Mom stood by my side all night long.  I will admit there were times where I was less than pleasant to her.  I got downright snotty more than once.  Around 6am they gave me a shot of some useless pain med that didn't stop the pain, but stopped you from being able to clearly voice your discomfort.  Demerol (sp?).  Apparently I got pretty funny at this point.  I was soon hooked up to oxygen because apparently I wasn't getting enough on my own.  Which of course made the bill go up even more!  Breathe ladies breathe!  My dad reached the hospital around 7ish and my sister was there by 8.  I don't think Haydens dad showed up until around 8 as well.  Finally feeling some relief around 7:30 when I got my epidural, I think I may have taken a brief nap...but who can say for sure. 

At 9:57 on August 17th, 2009 my little monster was born.  His umbilical cord was wrapped around his neck twice and thank god the nurses did all their BEST (Baptist joke) otherwise who knows if he be here today.  His heart rate was rapidly dropping and I was only at an 8 so (not going to go into to much detail) they got me to a ten and started the pushing process.
 
 
 
That was 4 years ago.  Since giving birth to a bouncing baby boy life has changed so much.  For the better.  No I am not where I hoped I would be.  I am not living where I want, I'm not on the life path that I want...but I love where I'm at.  When times get rough and I am tempted to pull my hair out, I remember that weekend.  The weekend everything changed.  I am still not to my pre-pregnancy weight, I have stretch marks, and more cellulite than I care to think about. 
 
 
 
 
My life is now soccer games, bedtime stories, legos, and superheroes.  Half the time I can't remember what I ate the night before, but I can tell you exactly what happened on Haydens first trip to the ER.  I can tell you about the time we weathered our first tornado storm alone.  I can tell you exactly what I felt on the first day I went to work after he was born, the first visit with his dad, the last visit with his dad.  I can tell you what he wore home from the hospital.
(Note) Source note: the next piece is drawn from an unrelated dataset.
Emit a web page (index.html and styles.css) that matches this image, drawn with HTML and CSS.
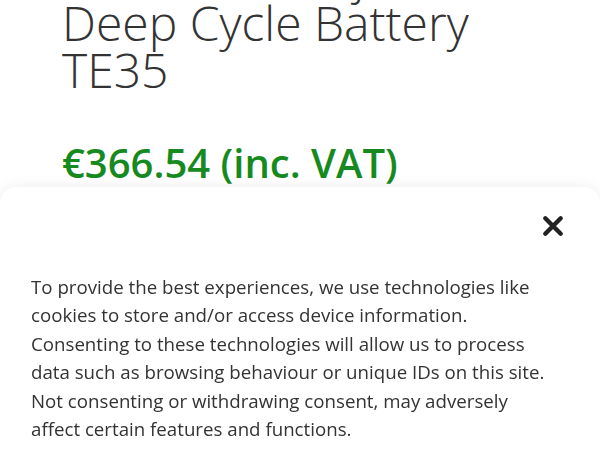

I can tell you all sorts of things that have happened since August 17th, 2009, all sorts of things about him.  
 
 
 
 
Hayden has been potty trained for over a year now, he has slept in his "big boy" bed for nearly two.  Every single day that passes this little guy exceeds my every expectation.  
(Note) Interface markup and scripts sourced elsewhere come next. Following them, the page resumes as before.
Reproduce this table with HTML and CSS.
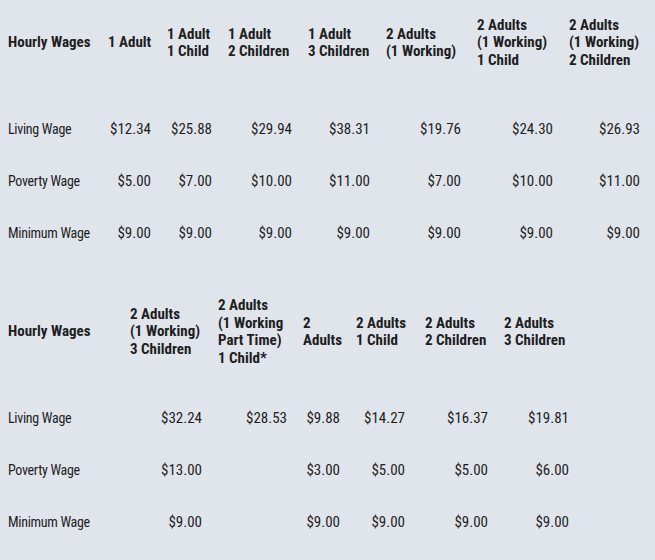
FILE: index.html
```html
<!DOCTYPE html>
<html lang="en">
<head>
<meta charset="utf-8">
<title>Hourly Wages</title>
<link rel="stylesheet" href="styles.css">
</head>
<body>
<table class="wages wages-1">
  <colgroup>
    <col class="c-100"><col class="c-59"><col class="c-61"><col class="c-80"><col class="c-78"><col class="c-91"><col class="c-92"><col class="c-87">
  </colgroup>
  <thead>
    <tr class="head-row">
      <th>Hourly Wages</th>
      <th>1 Adult</th>
      <th>1 Adult<br>1 Child</th>
      <th>1 Adult<br>2 Children</th>
      <th>1 Adult<br>3 Children</th>
      <th>2 Adults<br>(1 Working)</th>
      <th>2 Adults<br>(1 Working)<br>1 Child</th>
      <th>2 Adults<br>(1 Working)<br>2 Children</th>
    </tr>
  </thead>
  <tbody>
    <tr><td class="label">Living Wage</td><td>$12.34</td><td>$25.88</td><td>$29.94</td><td>$38.31</td><td>$19.76</td><td>$24.30</td><td>$26.93</td></tr>
    <tr><td class="label">Poverty Wage</td><td>$5.00</td><td>$7.00</td><td>$10.00</td><td>$11.00</td><td>$7.00</td><td>$10.00</td><td>$11.00</td></tr>
    <tr><td class="label">Minimum Wage</td><td>$9.00</td><td>$9.00</td><td>$9.00</td><td>$9.00</td><td>$9.00</td><td>$9.00</td><td>$9.00</td></tr>
  </tbody>
</table>

<table class="wages wages-2">
  <colgroup>
    <col class="c-122"><col class="c-88"><col class="c-85"><col class="c-53"><col class="c-67"><col class="c-81"><col class="c-81">
  </colgroup>
  <thead>
    <tr class="head-row">
      <th>Hourly Wages</th>
      <th>2 Adults<br>(1 Working)<br>3 Children</th>
      <th>2 Adults<br>(1 Working<br>Part Time)<br>1 Child*</th>
      <th>2<br>Adults</th>
      <th>2 Adults<br>1 Child</th>
      <th class="wide-left">2 Adults<br>2 Children</th>
      <th>2 Adults<br>3 Children</th>
    </tr>
  </thead>
  <tbody>
    <tr><td class="label">Living Wage</td><td>$32.24</td><td>$28.53</td><td>$9.88</td><td class="wide-right">$14.27</td><td>$16.37</td><td>$19.81</td></tr>
    <tr><td class="label">Poverty Wage</td><td>$13.00</td><td></td><td>$3.00</td><td class="wide-right">$5.00</td><td>$5.00</td><td>$6.00</td></tr>
    <tr><td class="label">Minimum Wage</td><td>$9.00</td><td></td><td>$9.00</td><td class="wide-right">$9.00</td><td>$9.00</td><td>$9.00</td></tr>
  </tbody>
</table>
</body>
</html>
```
FILE: styles.css
```css
html, body {
  margin: 0;
  padding: 0;
  background: #e0e4eb;
}

body {
  font-family: "Roboto Condensed", "Liberation Sans Narrow", sans-serif;
  color: #1e1e1e;
}

.wages {
  border-collapse: collapse;
  border-spacing: 0;
  table-layout: fixed;
}

.wages-1 { width: 648px; }
.wages-2 { width: 577px; margin-top: 13px; }

.c-100 { width: 100px; }
.c-59 { width: 59px; }
.c-61 { width: 61px; }
.c-80 { width: 80px; }
.c-78 { width: 78px; }
.c-91 { width: 91px; }
.c-92 { width: 92px; }
.c-87 { width: 87px; }
.c-122 { width: 122px; }
.c-88 { width: 88px; }
.c-85 { width: 85px; }
.c-53 { width: 53px; }
.c-67 { width: 67px; }
.c-81 { width: 81px; }

.wages th,
.wages td {
  padding: 0 8px;
  vertical-align: middle;
  white-space: nowrap;
}

.wages th {
  font-weight: bold;
  font-size: 15px;
  line-height: 17.5px;
  text-align: left;
}

.wages-1 .head-row { height: 103px; }
.wages-1 .head-row th { padding-bottom: 17px; }
.wages-2 .head-row { height: 120px; }

.wages td {
  height: 52px;
  font-size: 15px;
  line-height: 18px;
  text-align: right;
}

.wages td.label {
  text-align: left;
  font-size: 14px;
  letter-spacing: -0.3px;
}

.wages .wide-right { padding-right: 10px; }
.wages .wide-left { padding-left: 10px; }
```
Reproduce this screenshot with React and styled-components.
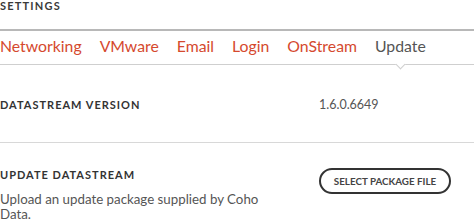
import React from "react";
import styled, { createGlobalStyle } from "styled-components";

const Global = createGlobalStyle`
  html, body { margin: 0; padding: 0; background: #fff; }
  body { font-family: Lato, "Open Sans", sans-serif; overflow: hidden; }
`;

const Page = styled.div`
  width: 474px;
  height: 221px;
  overflow: hidden;
`;

const Title = styled.div`
  font-size: 11px;
  line-height: 11px;
  font-weight: 700;
  letter-spacing: 1.2px;
  color: #3a3a3a;
  height: 29px;
`;

const TabBar = styled.nav`
  display: flex;
  gap: 18px;
  border-top: 2px solid #b8b8b8;
  border-bottom: 1px solid #cfcfcf;
  padding: 4px 0 8px;
`;

const Tab = styled.span`
  position: relative;
  font-size: 15.8px;
  line-height: 21px;
  color: ${(p) => (p.$active ? "#555" : "#d5492e")};
  ${(p) =>
    p.$active &&
    `
    &::after {
      content: "";
      position: absolute;
      left: 50%;
      bottom: -12px;
      width: 6px;
      height: 6px;
      margin-left: -3px;
      background: #fff;
      border-right: 1px solid #cfcfcf;
      border-bottom: 1px solid #cfcfcf;
      transform: rotate(45deg);
    }
  `}
`;

const Row = styled.section`
  display: grid;
  grid-template-columns: 266px 1fr;
  column-gap: 53px;
  align-items: start;
  padding: ${(p) => p.$pad};
  border-bottom: ${(p) => (p.$divider ? "1px solid #d8d8d8" : "none")};
`;

const Label = styled.h3`
  margin: 0;
  font-size: 11px;
  line-height: 14px;
  font-weight: 700;
  letter-spacing: 1px;
  color: #333;
`;

const Value = styled.div`
  font-size: 12.5px;
  line-height: 14px;
  color: #555;
`;

const Desc = styled.p`
  margin: 9.5px 0 0;
  font-size: 13.3px;
  line-height: 15px;
  color: #555;
`;

const Button = styled.button`
  display: block;
  height: 26px;
  width: 132px;
  border: 2px solid #333;
  border-radius: 13px;
  background: #fff;
  font-family: Lato, sans-serif;
  font-size: 9.8px;
  font-weight: 700;
  color: #444;
  padding: 0;
  cursor: pointer;
`;

export default function App() {
  return (
    <Page>
      <Global />
      <Title>SETTINGS</Title>
      <TabBar>
        <Tab>Networking</Tab>
        <Tab>VMware</Tab>
        <Tab>Email</Tab>
        <Tab>Login</Tab>
        <Tab>OnStream</Tab>
        <Tab $active>Update</Tab>
      </TabBar>
      <Row $pad="33px 0 30px" $divider>
        <Label>DATASTREAM VERSION</Label>
        <Value>1.6.0.6649</Value>
      </Row>
      <Row $pad="25px 0 0">
        <div>
          <Label>UPDATE DATASTREAM</Label>
          <Desc>Upload an update package supplied by Coho Data.</Desc>
        </div>
        <div>
          <Button>SELECT PACKAGE FILE</Button>
        </div>
      </Row>
    </Page>
  );
}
You learn a lot about yourself when you become a parent.  Everything you know is tested.  Every theory you had is proven wrong...nothing stays the same.  If you are lucky, you have people to help you along the way.  People who will say "Hey, let us watch him for a little bit and you go out and just have some mental health time."  or ones that say "Yea, you are completely normal for thinking and feeling that way, sometimes life is overwhelming.  It will get better. It's just a phase.".  My child has truly molded me into a different person, a better person.  I only hope that one day he will say the same about me.  That I will do a good job, make him proud, and teach him right. 
 
 
Four years is not a long time, it is a tiny speck in the grand scheme of time.  In that time I have raised a boy who is loving, kind, compassionate, friendly, and so much more. I hope that he carries that with him forever.  I want to look back on my life and know that although I screwed up with so much, he wasn't one of my mistakes.  That I did the best I possibly could with him.  It's been difficult and as he gets older it will continue to become more difficult.  It breaks my heart every time he says "I don't have a daddy" or "I wish I had a daddy".  It breaks my heart when he wants something that I can't give him.  Every time he cries, I want to cry.  This little boy has been through so much already and he has no idea.  I can only hope that I will do something right and it won't affect him much as he grows older.  That he knows that no matter what happens, he as a mother who would walk through fire for him, that would give up everything to make him happy, and who feels beyond blessed to have the opportunity to be there every step of the way.